* [What is required] Copy from the first line below down to and including the line with "H18 Q19.6 .5". Skip the pictures.

* [Information shown]
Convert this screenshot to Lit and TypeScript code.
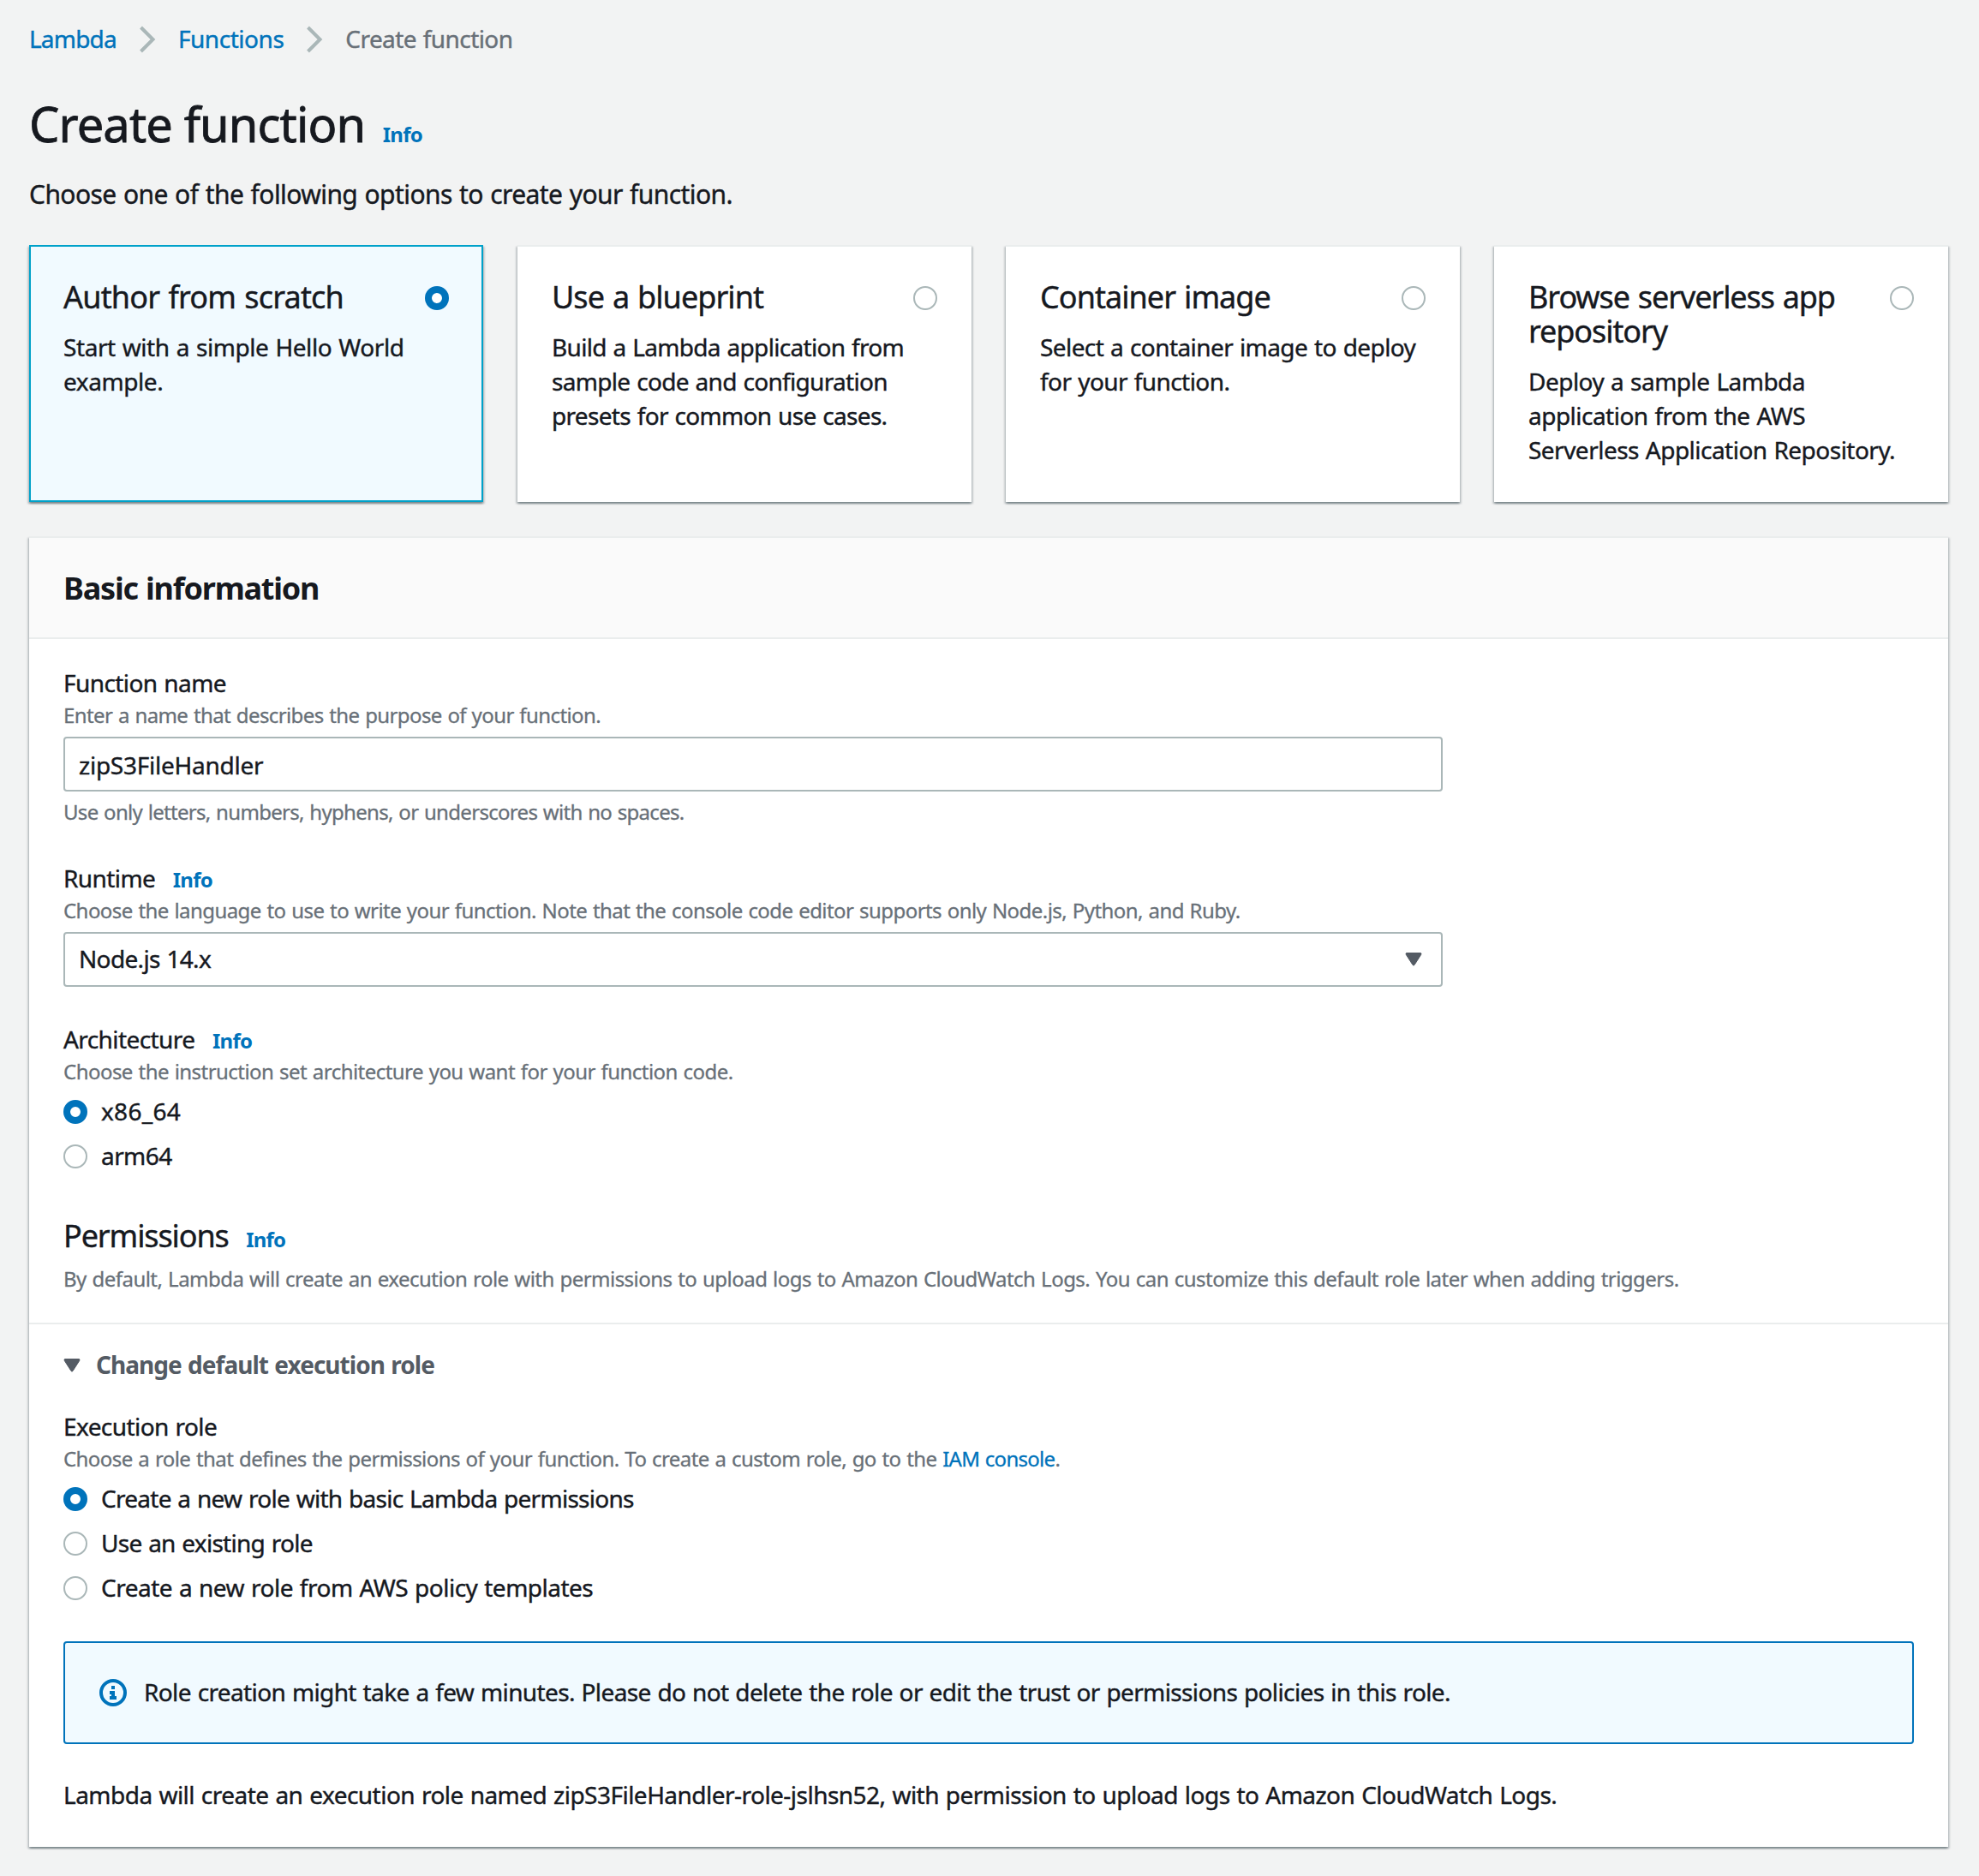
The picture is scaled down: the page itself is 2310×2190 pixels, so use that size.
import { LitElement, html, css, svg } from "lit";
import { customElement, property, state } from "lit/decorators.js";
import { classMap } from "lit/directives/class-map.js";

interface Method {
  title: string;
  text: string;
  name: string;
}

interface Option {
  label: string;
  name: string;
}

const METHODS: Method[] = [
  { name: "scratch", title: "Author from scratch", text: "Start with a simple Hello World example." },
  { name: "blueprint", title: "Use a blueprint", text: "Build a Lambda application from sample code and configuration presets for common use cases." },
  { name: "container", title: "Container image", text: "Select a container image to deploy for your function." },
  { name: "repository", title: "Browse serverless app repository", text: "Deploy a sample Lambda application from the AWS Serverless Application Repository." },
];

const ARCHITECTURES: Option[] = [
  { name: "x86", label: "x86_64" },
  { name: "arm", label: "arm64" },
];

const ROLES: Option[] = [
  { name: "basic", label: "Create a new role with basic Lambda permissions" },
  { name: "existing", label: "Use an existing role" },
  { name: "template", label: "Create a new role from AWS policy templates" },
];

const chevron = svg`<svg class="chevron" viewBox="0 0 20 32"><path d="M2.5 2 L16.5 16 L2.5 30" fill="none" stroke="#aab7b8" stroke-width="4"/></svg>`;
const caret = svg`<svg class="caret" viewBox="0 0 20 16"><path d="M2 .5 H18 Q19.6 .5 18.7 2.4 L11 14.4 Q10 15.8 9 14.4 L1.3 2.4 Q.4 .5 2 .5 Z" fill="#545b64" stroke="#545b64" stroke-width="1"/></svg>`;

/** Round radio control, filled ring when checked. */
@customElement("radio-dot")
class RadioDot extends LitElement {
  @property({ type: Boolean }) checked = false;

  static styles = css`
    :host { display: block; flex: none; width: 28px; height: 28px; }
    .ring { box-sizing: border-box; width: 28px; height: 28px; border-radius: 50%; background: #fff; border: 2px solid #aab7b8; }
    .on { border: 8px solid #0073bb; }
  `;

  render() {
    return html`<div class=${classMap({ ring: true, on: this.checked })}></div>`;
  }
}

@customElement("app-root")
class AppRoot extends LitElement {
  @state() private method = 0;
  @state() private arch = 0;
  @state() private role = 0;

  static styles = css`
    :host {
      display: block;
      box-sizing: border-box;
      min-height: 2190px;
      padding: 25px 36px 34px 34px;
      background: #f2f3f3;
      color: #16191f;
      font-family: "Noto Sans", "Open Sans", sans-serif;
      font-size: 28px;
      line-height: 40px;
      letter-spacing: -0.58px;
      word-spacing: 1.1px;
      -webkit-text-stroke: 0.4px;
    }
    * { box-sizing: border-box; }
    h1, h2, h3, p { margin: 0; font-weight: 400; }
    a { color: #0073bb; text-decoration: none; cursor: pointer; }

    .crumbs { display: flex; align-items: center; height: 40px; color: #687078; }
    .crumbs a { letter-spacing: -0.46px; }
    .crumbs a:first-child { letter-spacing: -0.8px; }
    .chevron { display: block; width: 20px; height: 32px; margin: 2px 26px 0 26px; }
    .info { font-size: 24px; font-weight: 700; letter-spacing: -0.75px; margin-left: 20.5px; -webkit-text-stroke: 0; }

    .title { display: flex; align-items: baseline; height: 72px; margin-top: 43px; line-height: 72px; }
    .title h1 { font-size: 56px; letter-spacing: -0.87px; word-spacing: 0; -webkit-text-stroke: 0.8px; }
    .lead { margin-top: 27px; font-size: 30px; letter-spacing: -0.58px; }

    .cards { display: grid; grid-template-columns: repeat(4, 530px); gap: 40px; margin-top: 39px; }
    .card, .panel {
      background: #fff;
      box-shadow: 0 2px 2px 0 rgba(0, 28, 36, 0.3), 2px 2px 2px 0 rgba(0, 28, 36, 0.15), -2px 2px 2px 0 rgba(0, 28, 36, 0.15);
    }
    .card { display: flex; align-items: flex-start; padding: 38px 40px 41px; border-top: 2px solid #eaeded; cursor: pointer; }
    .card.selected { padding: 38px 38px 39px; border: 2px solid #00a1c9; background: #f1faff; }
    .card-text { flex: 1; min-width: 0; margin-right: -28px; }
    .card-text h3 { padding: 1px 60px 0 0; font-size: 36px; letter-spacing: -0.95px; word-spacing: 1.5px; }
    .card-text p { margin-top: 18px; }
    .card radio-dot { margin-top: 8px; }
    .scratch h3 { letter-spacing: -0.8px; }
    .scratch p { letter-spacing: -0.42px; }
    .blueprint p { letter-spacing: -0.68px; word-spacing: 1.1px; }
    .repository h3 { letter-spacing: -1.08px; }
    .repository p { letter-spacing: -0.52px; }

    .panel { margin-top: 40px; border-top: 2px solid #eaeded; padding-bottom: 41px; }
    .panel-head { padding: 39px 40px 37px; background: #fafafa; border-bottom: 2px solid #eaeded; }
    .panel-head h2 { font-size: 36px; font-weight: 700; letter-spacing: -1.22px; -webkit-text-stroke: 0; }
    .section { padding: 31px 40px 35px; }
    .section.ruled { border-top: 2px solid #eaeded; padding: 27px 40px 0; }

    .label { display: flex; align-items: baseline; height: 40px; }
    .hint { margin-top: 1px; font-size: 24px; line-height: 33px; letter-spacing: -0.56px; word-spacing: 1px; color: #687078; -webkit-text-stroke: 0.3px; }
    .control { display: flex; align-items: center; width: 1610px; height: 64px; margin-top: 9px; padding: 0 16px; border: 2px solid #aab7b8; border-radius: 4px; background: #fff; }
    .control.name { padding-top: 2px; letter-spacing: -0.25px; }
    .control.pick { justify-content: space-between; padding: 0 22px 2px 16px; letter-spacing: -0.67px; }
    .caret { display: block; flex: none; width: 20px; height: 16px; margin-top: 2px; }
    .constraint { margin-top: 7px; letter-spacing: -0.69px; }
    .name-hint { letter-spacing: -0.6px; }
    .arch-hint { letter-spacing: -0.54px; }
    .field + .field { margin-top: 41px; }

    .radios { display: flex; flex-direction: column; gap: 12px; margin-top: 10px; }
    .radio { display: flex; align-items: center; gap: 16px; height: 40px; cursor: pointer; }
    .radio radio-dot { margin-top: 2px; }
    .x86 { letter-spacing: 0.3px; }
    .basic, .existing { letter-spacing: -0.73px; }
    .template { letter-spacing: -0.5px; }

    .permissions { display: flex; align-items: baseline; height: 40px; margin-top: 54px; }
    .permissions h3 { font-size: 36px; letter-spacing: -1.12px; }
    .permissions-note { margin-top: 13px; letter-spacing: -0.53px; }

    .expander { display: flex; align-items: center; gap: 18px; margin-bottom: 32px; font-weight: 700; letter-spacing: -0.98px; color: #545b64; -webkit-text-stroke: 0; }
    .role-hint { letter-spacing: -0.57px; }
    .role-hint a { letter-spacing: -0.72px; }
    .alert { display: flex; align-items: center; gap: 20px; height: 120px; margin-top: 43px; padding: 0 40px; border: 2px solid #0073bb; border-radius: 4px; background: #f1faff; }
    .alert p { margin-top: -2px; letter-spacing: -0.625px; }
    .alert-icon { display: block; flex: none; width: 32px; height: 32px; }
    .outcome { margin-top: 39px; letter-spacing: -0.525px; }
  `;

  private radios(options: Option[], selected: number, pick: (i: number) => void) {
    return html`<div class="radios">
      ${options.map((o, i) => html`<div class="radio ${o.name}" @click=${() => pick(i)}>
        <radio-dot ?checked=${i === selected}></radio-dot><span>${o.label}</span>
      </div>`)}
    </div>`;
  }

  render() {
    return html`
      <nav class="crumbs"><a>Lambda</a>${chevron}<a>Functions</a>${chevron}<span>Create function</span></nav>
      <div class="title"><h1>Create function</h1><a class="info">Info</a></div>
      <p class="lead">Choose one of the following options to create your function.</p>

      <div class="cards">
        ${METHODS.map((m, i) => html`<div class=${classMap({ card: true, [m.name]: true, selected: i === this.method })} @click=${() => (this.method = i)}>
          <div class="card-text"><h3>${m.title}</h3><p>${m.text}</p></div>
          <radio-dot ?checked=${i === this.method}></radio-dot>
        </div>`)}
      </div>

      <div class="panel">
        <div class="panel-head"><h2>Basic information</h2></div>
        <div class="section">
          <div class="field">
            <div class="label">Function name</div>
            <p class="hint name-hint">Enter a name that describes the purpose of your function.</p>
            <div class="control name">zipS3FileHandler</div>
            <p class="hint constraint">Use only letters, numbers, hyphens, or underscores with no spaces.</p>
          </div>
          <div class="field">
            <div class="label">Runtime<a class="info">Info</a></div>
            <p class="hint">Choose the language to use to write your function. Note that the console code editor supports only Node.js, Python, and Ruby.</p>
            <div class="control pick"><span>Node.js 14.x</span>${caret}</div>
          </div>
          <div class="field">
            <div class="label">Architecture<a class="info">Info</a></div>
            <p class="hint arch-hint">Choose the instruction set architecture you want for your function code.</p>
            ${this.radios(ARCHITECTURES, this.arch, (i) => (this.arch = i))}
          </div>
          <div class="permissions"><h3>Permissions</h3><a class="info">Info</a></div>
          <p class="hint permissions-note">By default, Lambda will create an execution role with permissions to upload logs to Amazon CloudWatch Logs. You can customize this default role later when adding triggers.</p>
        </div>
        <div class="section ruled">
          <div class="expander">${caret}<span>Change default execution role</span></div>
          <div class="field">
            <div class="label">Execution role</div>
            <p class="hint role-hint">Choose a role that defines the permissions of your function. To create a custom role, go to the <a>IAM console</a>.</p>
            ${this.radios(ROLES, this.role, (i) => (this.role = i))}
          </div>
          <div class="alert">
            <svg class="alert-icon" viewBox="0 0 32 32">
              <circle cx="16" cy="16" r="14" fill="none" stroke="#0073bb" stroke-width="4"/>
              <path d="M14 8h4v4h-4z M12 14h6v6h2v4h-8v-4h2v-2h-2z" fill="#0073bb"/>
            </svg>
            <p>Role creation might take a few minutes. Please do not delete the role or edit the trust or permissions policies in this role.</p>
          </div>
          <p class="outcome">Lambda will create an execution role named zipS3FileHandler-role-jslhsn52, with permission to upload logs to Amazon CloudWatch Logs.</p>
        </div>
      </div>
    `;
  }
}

* [Output of the task]
Convert this screenshot to Lit and TypeScript code.
The picture is scaled down: the page itself is 2310×2190 pixels, so use that size.
import { LitElement, html, css, svg } from "lit";
import { customElement, property, state } from "lit/decorators.js";
import { classMap } from "lit/directives/class-map.js";

interface Method {
  title: string;
  text: string;
  name: string;
}

interface Option {
  label: string;
  name: string;
}

const METHODS: Method[] = [
  { name: "scratch", title: "Author from scratch", text: "Start with a simple Hello World example." },
  { name: "blueprint", title: "Use a blueprint", text: "Build a Lambda application from sample code and configuration presets for common use cases." },
  { name: "container", title: "Container image", text: "Select a container image to deploy for your function." },
  { name: "repository", title: "Browse serverless app repository", text: "Deploy a sample Lambda application from the AWS Serverless Application Repository." },
];

const ARCHITECTURES: Option[] = [
  { name: "x86", label: "x86_64" },
  { name: "arm", label: "arm64" },
];

const ROLES: Option[] = [
  { name: "basic", label: "Create a new role with basic Lambda permissions" },
  { name: "existing", label: "Use an existing role" },
  { name: "template", label: "Create a new role from AWS policy templates" },
];

const chevron = svg`<svg class="chevron" viewBox="0 0 20 32"><path d="M2.5 2 L16.5 16 L2.5 30" fill="none" stroke="#aab7b8" stroke-width="4"/></svg>`;
const caret = svg`<svg class="caret" viewBox="0 0 20 16"><path d="M2 .5 H18 Q19.6 .5 18.7 2.4 L11 14.4 Q10 15.8 9 14.4 L1.3 2.4 Q.4 .5 2 .5 Z" fill="#545b64" stroke="#545b64" stroke-width="1"/></svg>`;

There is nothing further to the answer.